The fundamental problem is that the Scientific Revolution upended everything we had known and around which we had built our social structures. People were born into an existing "social framework structure" which they followed obediently without questioning and when something went wrong/did not understand, they simply attributed it to an almighty "G-O-D" and washed their hands off of it. Being absolved of any personal responsibility and not being forced to learn and make hard decisions and live with its consequences is highly cognitively consonant rather than dissonant and keeps one "Happy". Mere Scientific Knowledge without resolution into a coherent and understandable framework leads to more cognitive dissonance and hence keeps one "Unhappy".

The solution is to use Modern Science to understand Objective Reality and use ancient Philosophical Concepts/Frameworks from Hindu/Buddhist/Greek Cultures to mould our Subjective View of it (but without going off into la-la land).

1 comments

Before the Scientific Revolution people definitely had less freedom and agency.

And that condition was justified drive to more individualism, more impact in their own life.

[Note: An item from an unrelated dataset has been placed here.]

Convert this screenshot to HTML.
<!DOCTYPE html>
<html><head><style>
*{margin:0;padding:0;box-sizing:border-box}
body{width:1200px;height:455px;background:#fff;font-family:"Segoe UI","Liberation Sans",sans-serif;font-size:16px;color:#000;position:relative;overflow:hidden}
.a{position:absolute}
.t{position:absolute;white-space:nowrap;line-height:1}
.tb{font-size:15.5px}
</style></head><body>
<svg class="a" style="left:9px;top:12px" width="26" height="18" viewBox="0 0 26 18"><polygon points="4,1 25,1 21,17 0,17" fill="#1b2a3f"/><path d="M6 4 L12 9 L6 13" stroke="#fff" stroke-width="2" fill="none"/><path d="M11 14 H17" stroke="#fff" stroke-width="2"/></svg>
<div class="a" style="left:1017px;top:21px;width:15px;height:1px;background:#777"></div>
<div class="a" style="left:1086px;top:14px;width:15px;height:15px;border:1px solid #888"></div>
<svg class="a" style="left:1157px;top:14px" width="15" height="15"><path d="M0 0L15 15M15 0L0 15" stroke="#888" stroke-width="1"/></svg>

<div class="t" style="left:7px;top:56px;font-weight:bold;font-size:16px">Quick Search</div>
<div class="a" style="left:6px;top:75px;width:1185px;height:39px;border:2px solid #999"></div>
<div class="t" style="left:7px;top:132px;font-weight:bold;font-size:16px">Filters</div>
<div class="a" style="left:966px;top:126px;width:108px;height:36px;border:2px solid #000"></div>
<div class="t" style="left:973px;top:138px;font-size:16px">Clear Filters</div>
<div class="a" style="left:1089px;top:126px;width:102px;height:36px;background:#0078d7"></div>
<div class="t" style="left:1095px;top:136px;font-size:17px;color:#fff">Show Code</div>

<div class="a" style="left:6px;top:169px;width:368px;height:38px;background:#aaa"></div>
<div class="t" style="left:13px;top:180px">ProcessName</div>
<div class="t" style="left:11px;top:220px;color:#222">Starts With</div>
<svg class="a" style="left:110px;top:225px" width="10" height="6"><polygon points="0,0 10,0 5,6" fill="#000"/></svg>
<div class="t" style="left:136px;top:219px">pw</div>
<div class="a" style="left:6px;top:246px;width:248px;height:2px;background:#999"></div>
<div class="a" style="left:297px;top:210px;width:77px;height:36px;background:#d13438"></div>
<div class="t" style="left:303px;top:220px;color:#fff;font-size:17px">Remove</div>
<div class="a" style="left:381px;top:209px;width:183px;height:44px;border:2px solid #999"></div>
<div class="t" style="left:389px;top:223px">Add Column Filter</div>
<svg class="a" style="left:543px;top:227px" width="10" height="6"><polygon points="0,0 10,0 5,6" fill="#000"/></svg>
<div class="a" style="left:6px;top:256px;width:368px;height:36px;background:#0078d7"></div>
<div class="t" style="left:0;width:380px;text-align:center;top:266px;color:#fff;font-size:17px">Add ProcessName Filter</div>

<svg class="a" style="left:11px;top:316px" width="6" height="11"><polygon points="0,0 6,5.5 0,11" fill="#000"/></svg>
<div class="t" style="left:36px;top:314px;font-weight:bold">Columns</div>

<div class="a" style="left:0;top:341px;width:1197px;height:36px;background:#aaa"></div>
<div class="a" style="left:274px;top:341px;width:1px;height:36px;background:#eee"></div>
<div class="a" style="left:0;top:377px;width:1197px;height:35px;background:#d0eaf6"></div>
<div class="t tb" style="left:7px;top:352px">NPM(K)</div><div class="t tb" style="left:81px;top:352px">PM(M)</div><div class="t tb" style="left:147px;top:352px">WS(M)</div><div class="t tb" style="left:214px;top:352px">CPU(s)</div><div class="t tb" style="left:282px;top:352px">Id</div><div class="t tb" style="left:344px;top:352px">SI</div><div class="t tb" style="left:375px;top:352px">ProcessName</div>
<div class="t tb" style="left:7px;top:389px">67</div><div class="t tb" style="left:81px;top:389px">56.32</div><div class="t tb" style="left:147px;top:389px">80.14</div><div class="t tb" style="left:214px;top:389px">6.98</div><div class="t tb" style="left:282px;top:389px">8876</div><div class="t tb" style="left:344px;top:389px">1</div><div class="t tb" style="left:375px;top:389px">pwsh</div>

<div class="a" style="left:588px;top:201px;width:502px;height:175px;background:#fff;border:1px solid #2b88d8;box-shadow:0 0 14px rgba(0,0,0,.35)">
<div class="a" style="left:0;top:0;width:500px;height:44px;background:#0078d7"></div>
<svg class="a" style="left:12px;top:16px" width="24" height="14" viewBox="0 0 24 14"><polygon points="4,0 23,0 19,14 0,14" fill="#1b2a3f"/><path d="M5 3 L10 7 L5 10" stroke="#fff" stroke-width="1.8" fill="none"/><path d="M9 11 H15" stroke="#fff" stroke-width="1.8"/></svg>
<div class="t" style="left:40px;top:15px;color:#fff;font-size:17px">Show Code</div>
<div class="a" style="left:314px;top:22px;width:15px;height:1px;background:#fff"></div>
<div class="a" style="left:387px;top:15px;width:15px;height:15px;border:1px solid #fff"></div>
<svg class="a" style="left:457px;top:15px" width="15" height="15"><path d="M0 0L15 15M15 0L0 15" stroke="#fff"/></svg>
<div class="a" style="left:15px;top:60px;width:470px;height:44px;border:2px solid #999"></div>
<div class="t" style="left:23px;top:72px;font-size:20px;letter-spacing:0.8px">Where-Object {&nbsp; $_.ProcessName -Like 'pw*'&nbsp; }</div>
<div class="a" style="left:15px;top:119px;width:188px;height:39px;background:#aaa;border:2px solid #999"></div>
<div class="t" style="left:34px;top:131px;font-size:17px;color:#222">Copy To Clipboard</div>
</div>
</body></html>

However, in the recent years and decades it has gone too fare. We have become rootless and disconnected.

That is why you have to go back to fundamental philosophical concepts i mentioned. They had studied the "Human Condition" extensively and prescribed different "Worldviews" (i.e. philosophical schools) and corresponding disciplines which people can choose from, to follow, according to their Characters/Dispositions.

The end goal is what the Hindus/Buddhists call "Kaivalya/Moksa/Nirvana" and the Greeks "Eudaimonia". This is not fleeting sensory happiness but a steady state of calm flowing happiness. While it is commonly thought of as necessitating stepping away from everything (i.e. renunciation) that is not necessary. You can engage with the World and yet stand apart from it by letting sensory enjoyments come and go while maintaining mental equanimity throughout.